• ENTRIES SHOWN:

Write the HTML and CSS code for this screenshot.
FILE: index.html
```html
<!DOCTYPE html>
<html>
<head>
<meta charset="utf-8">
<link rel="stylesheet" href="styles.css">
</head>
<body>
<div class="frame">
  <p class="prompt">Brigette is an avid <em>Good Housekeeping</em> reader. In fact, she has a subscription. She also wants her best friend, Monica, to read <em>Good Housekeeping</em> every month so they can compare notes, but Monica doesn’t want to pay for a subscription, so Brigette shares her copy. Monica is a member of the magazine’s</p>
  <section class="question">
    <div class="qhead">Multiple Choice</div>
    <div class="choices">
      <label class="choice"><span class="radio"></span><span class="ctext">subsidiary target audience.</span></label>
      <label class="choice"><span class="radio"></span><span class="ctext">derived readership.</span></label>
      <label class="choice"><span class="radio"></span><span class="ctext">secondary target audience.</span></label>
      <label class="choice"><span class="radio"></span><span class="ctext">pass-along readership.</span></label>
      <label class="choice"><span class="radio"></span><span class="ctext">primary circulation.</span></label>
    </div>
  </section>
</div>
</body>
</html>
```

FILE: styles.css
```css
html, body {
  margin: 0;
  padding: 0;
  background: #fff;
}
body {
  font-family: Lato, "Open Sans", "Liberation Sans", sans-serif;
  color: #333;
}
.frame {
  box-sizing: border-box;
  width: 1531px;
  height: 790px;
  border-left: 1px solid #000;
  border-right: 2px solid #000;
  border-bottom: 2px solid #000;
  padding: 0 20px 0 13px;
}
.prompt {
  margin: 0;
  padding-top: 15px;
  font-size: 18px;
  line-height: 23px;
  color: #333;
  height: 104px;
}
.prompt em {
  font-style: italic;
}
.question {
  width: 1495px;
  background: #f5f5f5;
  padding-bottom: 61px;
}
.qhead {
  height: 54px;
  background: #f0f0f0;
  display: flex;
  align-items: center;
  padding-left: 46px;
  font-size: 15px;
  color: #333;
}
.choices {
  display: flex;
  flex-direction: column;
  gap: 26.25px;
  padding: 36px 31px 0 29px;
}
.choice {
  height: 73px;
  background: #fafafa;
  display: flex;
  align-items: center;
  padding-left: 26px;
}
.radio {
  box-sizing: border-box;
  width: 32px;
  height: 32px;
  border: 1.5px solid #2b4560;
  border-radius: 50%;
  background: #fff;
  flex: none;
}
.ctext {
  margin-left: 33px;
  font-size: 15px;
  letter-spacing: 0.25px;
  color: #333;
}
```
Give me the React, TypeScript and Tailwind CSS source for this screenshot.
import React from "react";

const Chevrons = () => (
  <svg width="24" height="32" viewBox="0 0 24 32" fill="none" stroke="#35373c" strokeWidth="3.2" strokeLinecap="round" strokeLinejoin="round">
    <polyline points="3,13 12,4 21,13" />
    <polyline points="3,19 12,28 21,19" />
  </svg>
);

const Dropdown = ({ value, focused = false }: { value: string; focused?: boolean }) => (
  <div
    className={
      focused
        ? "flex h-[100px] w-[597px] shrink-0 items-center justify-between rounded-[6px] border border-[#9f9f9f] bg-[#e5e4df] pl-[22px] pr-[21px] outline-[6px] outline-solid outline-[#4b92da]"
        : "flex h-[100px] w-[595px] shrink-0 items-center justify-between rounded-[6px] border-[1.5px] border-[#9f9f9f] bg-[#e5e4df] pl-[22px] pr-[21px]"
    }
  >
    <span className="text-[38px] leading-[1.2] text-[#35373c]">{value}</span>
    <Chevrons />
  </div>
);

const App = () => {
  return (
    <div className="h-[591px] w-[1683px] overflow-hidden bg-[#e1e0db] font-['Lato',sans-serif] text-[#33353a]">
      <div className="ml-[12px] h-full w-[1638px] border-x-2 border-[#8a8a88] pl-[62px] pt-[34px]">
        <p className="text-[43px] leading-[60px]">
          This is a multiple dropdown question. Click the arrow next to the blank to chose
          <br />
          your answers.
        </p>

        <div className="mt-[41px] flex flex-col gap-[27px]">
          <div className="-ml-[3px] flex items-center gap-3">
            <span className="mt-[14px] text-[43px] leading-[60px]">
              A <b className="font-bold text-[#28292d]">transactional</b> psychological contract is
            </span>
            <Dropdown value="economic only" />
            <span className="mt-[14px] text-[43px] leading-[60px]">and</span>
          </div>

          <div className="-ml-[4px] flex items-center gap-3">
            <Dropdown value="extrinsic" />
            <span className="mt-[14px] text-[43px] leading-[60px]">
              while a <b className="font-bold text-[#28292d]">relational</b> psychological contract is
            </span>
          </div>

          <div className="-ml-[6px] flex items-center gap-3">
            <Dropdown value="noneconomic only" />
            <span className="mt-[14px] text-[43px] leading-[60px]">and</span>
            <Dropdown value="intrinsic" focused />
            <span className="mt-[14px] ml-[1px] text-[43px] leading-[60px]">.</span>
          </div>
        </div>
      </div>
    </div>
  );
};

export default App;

• SET TASK: Identify all lines where the word "React" shows up. Copy them.

• EXERCISE OUTPUT:
Give me the React, TypeScript and Tailwind CSS source for this screenshot.
import React from "react";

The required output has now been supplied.